### Web page code records
** begin **
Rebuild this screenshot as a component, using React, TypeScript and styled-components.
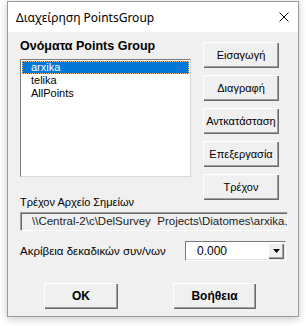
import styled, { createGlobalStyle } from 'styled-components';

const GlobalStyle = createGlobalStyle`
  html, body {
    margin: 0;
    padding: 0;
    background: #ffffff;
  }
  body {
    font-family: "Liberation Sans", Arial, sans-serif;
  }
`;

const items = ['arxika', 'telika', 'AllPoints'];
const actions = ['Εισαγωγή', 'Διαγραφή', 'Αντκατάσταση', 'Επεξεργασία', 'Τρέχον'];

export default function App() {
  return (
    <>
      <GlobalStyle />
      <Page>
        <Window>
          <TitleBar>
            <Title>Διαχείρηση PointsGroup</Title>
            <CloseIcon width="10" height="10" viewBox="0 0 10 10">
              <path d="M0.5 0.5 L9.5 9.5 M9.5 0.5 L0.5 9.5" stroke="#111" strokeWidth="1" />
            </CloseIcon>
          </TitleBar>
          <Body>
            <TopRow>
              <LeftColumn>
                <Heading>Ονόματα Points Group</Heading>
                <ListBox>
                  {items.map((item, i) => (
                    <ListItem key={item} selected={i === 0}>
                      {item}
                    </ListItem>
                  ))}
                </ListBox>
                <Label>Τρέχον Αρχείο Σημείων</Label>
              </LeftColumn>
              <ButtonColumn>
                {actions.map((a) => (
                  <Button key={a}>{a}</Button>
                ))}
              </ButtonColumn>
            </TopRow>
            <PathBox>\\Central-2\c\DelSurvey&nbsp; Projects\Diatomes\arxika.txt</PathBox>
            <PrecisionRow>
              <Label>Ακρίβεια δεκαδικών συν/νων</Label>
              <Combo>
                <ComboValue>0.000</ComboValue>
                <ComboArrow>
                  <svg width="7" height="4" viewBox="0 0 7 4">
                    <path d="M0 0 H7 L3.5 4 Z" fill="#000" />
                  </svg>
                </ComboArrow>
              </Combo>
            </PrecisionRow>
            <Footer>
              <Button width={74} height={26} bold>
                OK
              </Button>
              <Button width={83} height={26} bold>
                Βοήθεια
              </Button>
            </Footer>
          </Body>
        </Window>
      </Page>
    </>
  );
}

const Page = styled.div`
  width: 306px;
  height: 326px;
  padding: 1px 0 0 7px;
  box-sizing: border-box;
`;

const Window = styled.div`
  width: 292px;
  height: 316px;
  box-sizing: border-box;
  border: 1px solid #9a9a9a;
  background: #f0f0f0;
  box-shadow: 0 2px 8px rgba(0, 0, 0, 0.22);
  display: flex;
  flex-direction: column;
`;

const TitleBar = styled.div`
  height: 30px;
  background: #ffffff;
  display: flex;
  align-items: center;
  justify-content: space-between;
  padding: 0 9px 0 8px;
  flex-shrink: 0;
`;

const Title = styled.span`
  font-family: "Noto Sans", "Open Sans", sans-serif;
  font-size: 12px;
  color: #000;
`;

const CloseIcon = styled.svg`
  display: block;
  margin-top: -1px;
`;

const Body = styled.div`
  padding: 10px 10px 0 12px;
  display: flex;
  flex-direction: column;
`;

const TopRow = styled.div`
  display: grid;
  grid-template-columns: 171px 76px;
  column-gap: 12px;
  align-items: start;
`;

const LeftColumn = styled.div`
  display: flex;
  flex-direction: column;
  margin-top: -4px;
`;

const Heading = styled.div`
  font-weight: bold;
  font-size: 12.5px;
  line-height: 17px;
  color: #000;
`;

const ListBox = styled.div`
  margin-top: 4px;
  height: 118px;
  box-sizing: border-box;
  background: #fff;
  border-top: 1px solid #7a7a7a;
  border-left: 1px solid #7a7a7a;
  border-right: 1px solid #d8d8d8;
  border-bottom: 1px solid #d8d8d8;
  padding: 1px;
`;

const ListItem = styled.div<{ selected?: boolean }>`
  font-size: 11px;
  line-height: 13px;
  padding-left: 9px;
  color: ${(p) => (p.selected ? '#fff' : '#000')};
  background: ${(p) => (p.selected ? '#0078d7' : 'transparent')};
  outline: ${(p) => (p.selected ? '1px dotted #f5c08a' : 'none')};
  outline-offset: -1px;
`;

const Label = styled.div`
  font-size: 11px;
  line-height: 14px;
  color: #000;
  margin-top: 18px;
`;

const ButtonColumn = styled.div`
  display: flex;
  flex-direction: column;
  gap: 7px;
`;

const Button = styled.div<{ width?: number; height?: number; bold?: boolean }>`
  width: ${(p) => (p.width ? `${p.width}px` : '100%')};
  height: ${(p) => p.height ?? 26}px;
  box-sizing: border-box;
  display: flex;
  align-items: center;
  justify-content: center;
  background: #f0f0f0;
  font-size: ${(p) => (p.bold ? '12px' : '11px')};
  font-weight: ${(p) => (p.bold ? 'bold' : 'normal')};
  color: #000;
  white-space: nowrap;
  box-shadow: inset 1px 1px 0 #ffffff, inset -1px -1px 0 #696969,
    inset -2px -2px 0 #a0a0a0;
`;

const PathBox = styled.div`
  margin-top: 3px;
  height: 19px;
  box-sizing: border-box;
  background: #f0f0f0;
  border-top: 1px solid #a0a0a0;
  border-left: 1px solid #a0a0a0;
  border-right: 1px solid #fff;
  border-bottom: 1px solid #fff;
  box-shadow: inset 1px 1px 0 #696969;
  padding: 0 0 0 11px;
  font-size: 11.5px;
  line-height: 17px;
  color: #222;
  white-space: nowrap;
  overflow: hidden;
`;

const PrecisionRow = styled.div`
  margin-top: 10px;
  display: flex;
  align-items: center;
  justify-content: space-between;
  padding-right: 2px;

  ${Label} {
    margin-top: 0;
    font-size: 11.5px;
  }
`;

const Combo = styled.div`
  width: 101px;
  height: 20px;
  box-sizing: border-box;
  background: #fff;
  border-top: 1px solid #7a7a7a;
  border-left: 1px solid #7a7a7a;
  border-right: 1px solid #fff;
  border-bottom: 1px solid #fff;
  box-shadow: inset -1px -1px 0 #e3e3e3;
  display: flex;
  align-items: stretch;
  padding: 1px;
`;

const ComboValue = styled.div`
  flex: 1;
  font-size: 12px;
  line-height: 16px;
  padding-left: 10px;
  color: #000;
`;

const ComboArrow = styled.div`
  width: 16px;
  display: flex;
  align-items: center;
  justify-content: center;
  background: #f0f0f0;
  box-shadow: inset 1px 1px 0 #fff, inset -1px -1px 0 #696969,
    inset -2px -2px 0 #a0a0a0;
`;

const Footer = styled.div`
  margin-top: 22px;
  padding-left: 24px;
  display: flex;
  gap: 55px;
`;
** end **
** begin **
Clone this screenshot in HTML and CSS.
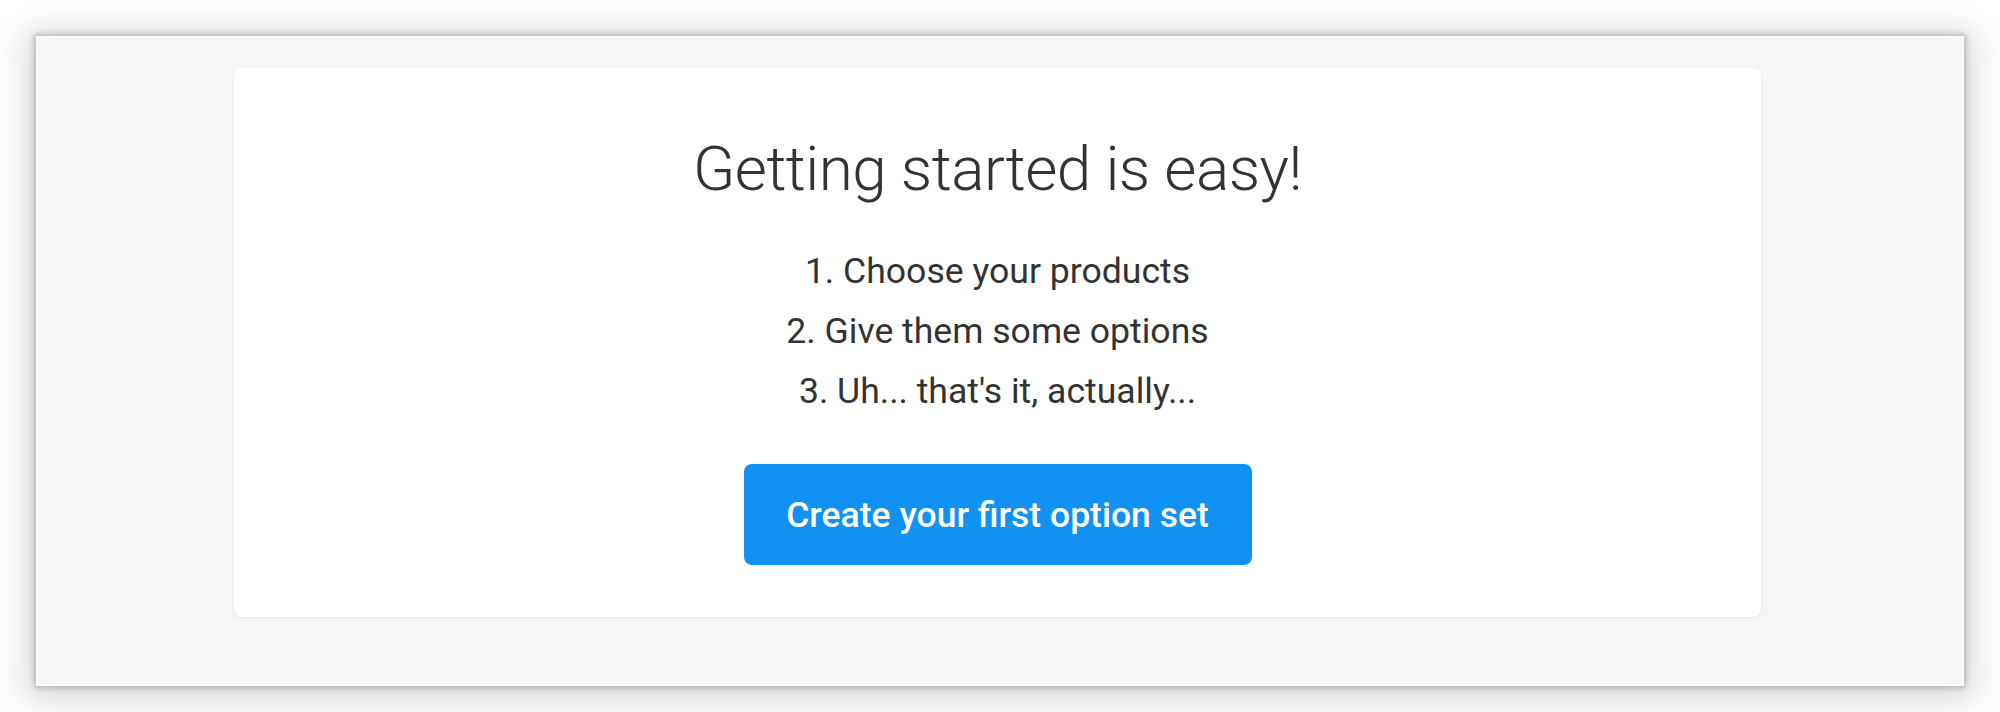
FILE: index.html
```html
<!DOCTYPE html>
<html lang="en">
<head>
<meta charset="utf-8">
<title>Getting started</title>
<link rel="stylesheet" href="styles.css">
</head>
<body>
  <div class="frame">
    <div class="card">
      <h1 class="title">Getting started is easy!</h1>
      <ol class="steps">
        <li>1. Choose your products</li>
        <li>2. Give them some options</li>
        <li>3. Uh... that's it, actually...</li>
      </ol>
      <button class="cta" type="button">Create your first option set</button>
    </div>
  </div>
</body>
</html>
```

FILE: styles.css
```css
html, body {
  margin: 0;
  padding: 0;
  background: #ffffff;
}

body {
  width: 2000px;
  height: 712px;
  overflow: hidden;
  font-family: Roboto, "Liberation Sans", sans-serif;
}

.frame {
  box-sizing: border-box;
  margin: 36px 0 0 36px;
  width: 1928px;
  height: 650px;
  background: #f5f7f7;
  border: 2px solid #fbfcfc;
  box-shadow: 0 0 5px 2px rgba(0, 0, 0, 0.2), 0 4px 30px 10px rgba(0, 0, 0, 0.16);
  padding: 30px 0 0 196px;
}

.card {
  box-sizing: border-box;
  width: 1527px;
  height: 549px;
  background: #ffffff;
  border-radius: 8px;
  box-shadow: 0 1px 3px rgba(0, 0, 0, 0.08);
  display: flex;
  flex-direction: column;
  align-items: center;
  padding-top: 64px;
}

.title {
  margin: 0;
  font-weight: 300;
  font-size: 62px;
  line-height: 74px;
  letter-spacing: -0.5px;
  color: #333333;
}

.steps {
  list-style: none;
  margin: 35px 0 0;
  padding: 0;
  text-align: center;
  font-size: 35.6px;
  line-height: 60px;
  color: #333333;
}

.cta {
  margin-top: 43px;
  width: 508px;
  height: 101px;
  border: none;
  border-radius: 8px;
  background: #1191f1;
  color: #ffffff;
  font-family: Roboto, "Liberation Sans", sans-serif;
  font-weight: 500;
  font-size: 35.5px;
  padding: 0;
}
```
** end **
** begin **
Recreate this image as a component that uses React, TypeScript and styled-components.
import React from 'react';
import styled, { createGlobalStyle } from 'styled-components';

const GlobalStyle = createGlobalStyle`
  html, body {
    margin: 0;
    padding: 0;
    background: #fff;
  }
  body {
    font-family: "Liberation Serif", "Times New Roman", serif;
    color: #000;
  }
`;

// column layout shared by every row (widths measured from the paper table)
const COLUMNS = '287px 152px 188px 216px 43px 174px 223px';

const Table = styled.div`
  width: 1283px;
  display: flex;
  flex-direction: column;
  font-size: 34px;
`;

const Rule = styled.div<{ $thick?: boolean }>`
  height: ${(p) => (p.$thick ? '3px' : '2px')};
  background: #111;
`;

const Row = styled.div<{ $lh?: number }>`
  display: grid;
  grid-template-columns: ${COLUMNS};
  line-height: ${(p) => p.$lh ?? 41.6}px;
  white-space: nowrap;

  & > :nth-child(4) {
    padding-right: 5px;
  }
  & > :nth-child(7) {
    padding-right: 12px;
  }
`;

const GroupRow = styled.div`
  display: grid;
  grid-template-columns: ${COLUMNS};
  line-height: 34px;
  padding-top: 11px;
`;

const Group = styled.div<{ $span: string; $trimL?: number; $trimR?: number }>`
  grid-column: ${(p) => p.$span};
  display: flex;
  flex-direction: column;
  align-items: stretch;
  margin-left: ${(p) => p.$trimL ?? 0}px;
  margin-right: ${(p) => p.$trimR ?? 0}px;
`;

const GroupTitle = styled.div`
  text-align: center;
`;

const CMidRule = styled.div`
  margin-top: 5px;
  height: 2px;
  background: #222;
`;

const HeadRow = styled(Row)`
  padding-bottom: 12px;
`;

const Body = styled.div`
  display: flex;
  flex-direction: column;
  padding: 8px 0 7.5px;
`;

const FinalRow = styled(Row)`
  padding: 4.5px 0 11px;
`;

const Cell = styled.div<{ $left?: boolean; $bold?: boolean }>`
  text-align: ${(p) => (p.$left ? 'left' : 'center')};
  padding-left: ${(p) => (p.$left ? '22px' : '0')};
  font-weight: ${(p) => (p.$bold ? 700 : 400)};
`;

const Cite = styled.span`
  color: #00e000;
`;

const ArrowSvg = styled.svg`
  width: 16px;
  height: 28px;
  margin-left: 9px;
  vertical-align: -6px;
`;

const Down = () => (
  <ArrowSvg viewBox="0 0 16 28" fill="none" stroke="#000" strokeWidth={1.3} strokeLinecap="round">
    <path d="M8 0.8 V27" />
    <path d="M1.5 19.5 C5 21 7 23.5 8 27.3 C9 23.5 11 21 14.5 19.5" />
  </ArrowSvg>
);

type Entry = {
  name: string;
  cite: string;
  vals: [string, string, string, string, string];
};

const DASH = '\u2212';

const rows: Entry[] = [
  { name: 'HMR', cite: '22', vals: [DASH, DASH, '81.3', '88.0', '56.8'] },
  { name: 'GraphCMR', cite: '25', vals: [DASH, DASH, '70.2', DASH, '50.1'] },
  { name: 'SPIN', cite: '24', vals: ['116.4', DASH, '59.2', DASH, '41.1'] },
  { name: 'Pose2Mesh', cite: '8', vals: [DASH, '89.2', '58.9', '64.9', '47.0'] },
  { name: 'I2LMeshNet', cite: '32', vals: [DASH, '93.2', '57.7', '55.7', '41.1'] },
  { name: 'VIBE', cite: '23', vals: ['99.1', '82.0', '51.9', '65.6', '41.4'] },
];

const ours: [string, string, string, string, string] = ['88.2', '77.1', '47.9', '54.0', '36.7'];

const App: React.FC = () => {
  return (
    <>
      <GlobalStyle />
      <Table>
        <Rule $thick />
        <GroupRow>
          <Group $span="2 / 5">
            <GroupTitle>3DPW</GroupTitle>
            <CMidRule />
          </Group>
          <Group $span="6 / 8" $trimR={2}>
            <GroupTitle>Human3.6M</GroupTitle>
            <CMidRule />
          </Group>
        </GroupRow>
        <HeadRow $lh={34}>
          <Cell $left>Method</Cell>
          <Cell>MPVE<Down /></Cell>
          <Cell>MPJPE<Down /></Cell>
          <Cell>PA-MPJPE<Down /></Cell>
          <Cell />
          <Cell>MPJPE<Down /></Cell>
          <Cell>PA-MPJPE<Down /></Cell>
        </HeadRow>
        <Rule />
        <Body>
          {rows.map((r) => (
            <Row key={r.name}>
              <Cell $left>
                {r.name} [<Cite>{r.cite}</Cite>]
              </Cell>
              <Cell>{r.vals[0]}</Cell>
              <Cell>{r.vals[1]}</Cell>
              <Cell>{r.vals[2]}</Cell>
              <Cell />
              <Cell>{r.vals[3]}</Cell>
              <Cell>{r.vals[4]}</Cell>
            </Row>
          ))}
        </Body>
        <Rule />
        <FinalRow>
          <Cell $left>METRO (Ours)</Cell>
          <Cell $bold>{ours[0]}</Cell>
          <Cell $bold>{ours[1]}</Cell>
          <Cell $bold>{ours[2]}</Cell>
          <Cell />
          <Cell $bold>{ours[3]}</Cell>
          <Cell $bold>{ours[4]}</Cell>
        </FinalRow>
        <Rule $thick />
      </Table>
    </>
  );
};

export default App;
** end **
### EXERCISE OBJECTIVE
Return from the data every line that holds "React".

### ANSWER TO THIS EXERCISE
Rebuild this screenshot as a component, using React, TypeScript and styled-components.
Recreate this image as a component that uses React, TypeScript and styled-components.
import React from 'react';
const App: React.FC = () => {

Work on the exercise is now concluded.